Ruth Guimarães
E como agora houveram por bem os nossos governantes dar alguma atenção à cultura brasileira, é hora de lembrarmos o iniciador do movimento, digamos, caipira de nossa história literária.
Quando todos os nossos escritores repetiam as frases e o arranjo portugueses do nosso falar e escrever, surge aquele moço com uma invenção, o caipirês, e mais: documentando, que o caipirês não é uma questão de erres gordos e de palavras truncadas, mas ritmo, som, estrutura e sentimento brasileiro, e estilo nosso, tão respeitável quanto o de além-mar, tão aceitável quanto os falares do lado de lá. Que queria o tal escritor, um promotorzinho pouco mais que desconhecido?

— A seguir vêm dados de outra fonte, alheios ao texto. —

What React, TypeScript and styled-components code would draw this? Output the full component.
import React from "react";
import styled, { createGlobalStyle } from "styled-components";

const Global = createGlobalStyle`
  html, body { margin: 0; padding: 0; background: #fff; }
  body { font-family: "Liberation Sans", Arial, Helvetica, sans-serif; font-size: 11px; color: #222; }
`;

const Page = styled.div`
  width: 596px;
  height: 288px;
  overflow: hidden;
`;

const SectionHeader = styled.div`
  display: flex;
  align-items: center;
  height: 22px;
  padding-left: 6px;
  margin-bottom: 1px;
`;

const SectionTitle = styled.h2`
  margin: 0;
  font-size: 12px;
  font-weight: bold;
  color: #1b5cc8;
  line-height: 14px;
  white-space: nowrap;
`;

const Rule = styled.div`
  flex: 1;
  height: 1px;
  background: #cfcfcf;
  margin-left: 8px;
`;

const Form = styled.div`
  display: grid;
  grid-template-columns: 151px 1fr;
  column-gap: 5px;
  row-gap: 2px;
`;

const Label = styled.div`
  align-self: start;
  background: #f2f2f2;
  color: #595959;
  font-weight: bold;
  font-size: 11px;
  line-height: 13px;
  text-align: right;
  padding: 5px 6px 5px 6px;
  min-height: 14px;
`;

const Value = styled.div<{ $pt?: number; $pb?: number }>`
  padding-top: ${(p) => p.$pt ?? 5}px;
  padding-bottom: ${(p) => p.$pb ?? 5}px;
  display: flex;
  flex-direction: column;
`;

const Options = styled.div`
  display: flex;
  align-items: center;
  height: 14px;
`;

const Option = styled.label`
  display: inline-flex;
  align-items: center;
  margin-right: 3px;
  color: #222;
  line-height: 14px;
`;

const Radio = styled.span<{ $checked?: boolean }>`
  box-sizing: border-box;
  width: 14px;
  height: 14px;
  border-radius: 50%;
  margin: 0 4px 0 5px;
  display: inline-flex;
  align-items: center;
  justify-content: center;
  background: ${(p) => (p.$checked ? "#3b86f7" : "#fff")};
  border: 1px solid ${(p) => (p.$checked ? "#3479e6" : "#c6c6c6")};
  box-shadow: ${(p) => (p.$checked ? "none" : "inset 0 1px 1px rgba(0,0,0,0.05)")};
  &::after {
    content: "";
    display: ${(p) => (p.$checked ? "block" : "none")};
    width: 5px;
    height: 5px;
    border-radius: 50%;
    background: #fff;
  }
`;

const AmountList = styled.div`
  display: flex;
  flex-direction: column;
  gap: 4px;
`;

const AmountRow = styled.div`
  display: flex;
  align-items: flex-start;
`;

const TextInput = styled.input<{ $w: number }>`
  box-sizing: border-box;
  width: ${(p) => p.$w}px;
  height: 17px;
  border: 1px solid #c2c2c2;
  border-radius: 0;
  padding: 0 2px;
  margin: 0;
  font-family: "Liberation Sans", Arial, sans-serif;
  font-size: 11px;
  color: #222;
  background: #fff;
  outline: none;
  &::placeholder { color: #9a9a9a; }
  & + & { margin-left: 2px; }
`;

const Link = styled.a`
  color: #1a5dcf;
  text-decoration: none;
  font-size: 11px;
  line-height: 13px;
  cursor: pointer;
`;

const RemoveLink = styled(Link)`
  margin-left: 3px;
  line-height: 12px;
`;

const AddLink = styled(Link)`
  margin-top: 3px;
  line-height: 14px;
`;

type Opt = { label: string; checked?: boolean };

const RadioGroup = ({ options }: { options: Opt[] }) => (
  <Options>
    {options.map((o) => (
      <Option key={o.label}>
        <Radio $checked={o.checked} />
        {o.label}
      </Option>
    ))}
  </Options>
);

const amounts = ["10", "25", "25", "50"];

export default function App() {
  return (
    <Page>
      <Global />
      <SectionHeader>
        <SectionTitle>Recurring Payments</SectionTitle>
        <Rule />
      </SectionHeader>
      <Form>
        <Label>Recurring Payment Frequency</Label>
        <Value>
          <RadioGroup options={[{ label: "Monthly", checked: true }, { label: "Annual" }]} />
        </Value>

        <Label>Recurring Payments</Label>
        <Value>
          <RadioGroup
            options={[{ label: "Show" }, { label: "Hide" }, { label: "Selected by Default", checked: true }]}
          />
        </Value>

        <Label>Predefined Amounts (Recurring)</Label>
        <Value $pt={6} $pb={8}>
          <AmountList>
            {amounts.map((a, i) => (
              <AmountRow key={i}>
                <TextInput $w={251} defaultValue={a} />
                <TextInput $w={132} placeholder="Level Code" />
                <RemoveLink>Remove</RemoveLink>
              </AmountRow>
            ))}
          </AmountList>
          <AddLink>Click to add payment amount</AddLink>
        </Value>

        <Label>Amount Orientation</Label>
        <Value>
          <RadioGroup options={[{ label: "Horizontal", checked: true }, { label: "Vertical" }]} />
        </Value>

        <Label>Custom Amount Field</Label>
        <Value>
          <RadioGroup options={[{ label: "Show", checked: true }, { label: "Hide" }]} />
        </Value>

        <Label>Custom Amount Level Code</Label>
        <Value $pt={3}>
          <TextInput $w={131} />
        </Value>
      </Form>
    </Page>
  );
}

Ele queria demonstrar que não podemos chamar de caipirês os nossos enganos, mas a nossa diferenciação. Diziam dele que queria ser original. “Que fique sozinho!” E sozinho ficou Valdomiro Silveira, em defesa de nossa identidade cultural falada e escrita, brasileira, documentada na pesquisa, no trabalho, na coleta séria, tenaz, paciente. Um bom par de anos. Humildade, isso?

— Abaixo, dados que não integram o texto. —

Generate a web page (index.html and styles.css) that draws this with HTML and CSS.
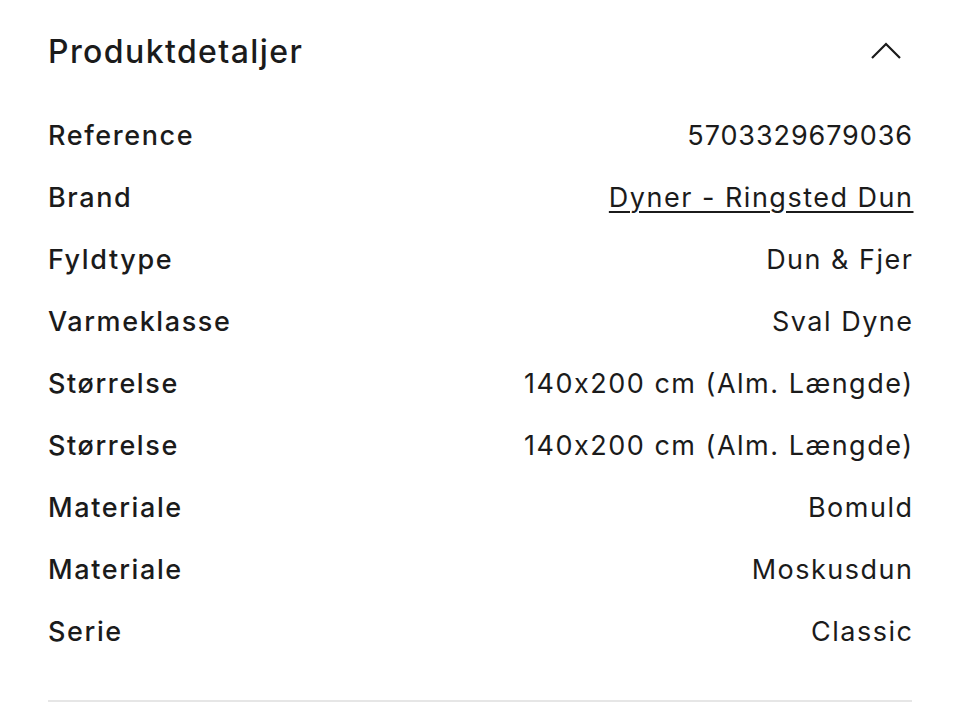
FILE: index.html
```html
<!DOCTYPE html>
<html lang="da">
<head>
    <meta charset="UTF-8">
    <meta name="viewport" content="width=device-width, initial-scale=1.0">
    <title>Produktdetaljer</title>
    <link rel="stylesheet" href="styles.css">
</head>
<body>
    <section class="details">
        <div class="details-head">
            <h2>Produktdetaljer</h2>
            <svg class="chevron" width="32" height="18" viewBox="0 0 32 18" aria-hidden="true">
                <polyline points="2,16 16,2 30,16" fill="none" stroke="#1b1b1b" stroke-width="2.2"/>
            </svg>
        </div>
        <dl class="details-list">
            <div class="row">
                <dt>Reference</dt>
                <dd class="num">5703329679036</dd>
            </div>
            <div class="row">
                <dt>Brand</dt>
                <dd><a href="#">Dyner - Ringsted Dun</a></dd>
            </div>
            <div class="row">
                <dt>Fyldtype</dt>
                <dd>Dun &amp; Fjer</dd>
            </div>
            <div class="row">
                <dt>Varmeklasse</dt>
                <dd>Sval Dyne</dd>
            </div>
            <div class="row">
                <dt>Størrelse</dt>
                <dd>140x200 cm (Alm. Længde)</dd>
            </div>
            <div class="row">
                <dt>Størrelse</dt>
                <dd>140x200 cm (Alm. Længde)</dd>
            </div>
            <div class="row">
                <dt>Materiale</dt>
                <dd>Bomuld</dd>
            </div>
            <div class="row">
                <dt>Materiale</dt>
                <dd>Moskusdun</dd>
            </div>
            <div class="row">
                <dt>Serie</dt>
                <dd>Classic</dd>
            </div>
        </dl>
        <hr class="divider">
    </section>
</body>
</html>
```
FILE: styles.css
```css
body {
    margin: 0;
    background: #fff;
    color: #1b1b1b;
    font-family: Inter, "Open Sans", Arial, sans-serif;
}
.details {
    padding: 20px 48px 0;
}
.details-head {
    display: flex;
    justify-content: space-between;
    align-items: center;
    height: 62px;
}
.details-head h2 {
    margin: 0;
    font-size: 32px;
    font-weight: 500;
    letter-spacing: 1.4px;
}
.chevron {
    margin-right: 10px;
}
.details-list {
    margin: 22px 0 0;
}
.row {
    display: flex;
    justify-content: space-between;
    align-items: center;
    height: 62px;
    font-size: 27px;
}
.row dt {
    font-weight: 500;
    letter-spacing: 1.6px;
}
.row dd {
    margin: 0 -1.5px 0 0;
    font-weight: 400;
    letter-spacing: 1.5px;
}
.row dd.num {
    margin-right: -0.9px;
    letter-spacing: 0.9px;
}
.row a {
    color: inherit;
    text-decoration: underline;
    text-underline-offset: 4px;
    text-decoration-thickness: 2px;
}
.divider {
    margin: 38px 0 0;
    border: 0;
    height: 2px;
    background: #e6e6e6;
}
```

Eu chamo de arrogância, somente porque não tenho outro nome mais bonito pra falar. Ah! Tenho sim. Era orgulho, o orgulho que até agora nos está faltando, o orgulho de ser brasileiro. Mas não era só a fala, nem eram as situações. Eram os tipos, o caráter, a fidelidade e a verdade de um brasileiro que Lobato caricaturou no Jeca Tatu, que Mário de Andrade mitificou no Macunaíma, que seria o herói em Guimarães Rosa, do “Grande sertão: veredas” , romantizado em Afonso Arinos, áspero no velho Graciliano, fechado em Amadeu de Queiroz, caipira simplesmente, sem romance, sem culpa, sem desculpa, sem grandeza, sem xingamento, sem remorso. Gente. De modo que, quando Miroel Silveira quis fazer o seu teatro caipira, com os tipos mais brasileiros, onde os iria buscar? Pois, no mundo caboclo de Valdomiro Silveira. Ali mora o Brasil exato.

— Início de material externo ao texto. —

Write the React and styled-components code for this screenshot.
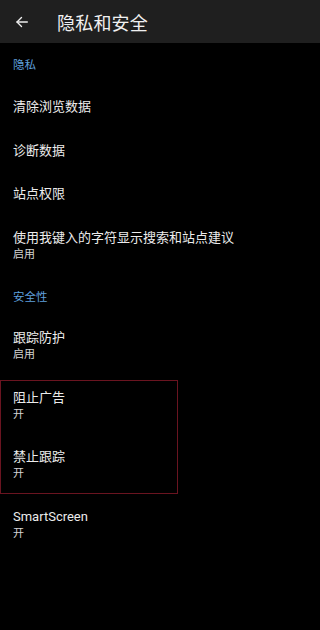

Aconteceu que Miroel me convidou para escrever “Romaria”, uma peça de teatro a quatro mãos, experiência nossa primeira e única. O que tivemos de escrever e reescrever, até encontrar a palavra que contava e o que devia ser contado! Miroel, metade contava, metade adivinhava e metade inventava. Ana Cabreuvana, a protagonista, era uma espécie de altar. Ela teve de ser arrancada das brumas em que vivia, em que era pisoteada, indefesa, solitária, mulher, para ser mostrada na sua integridade vital. A passagem mais difícil foi a fala de Nossa Senhora Aparecida.
Foto de Botelho Netto |
A fala? Ah!, sim, a fala. Essa nos deu o que fazer. Primeiro Miroel escreveu. Não deu certo. Ele tinha um grave defeito: não era caipira. Depois eu escrevi. Não deu certo. Depois juntamos os dois textos e tiramos uma média. Piorou. Cada um reescreveu novamente em separado. O texto de Miroel ficou extenso demais, o meu incompleto. Experimentamos intercalar as frases, saiu uma colcha de retalhos. Aproveitamos duas ou três frases e voltamos ao primeiro texto. A personagem começava a surgir na sua rústica verdade. Mas ainda faltava muita coisa. Miroel saiu mostrando os textos a não sei quem, aqui e ali, inclusive a Renato Teixeira. Um dizia uma coisa, outros diziam outra. Então começamos a trabalhar sobre dois desses textos: o primeiro e o penúltimo. Apara daqui, corta dali, acrescenta de lá. Aí eu entrei com o caipirês, que eu sou caipira, graças a Deus.
A Ana Cabreuvana surgiu completa, magnífica de coragem, ardente na revolta, firme na fé. Surgiu, viva, aquela cabreuvana, prisioneira de ter sido prostituta. Surgiu, viva, para sempre, sem nada de sinistro, somente o dia a dia, o mesquinho dia a dia, as acontecências e a imensa interrogação dos filósofos, dos poetas e dos contistas compassivos.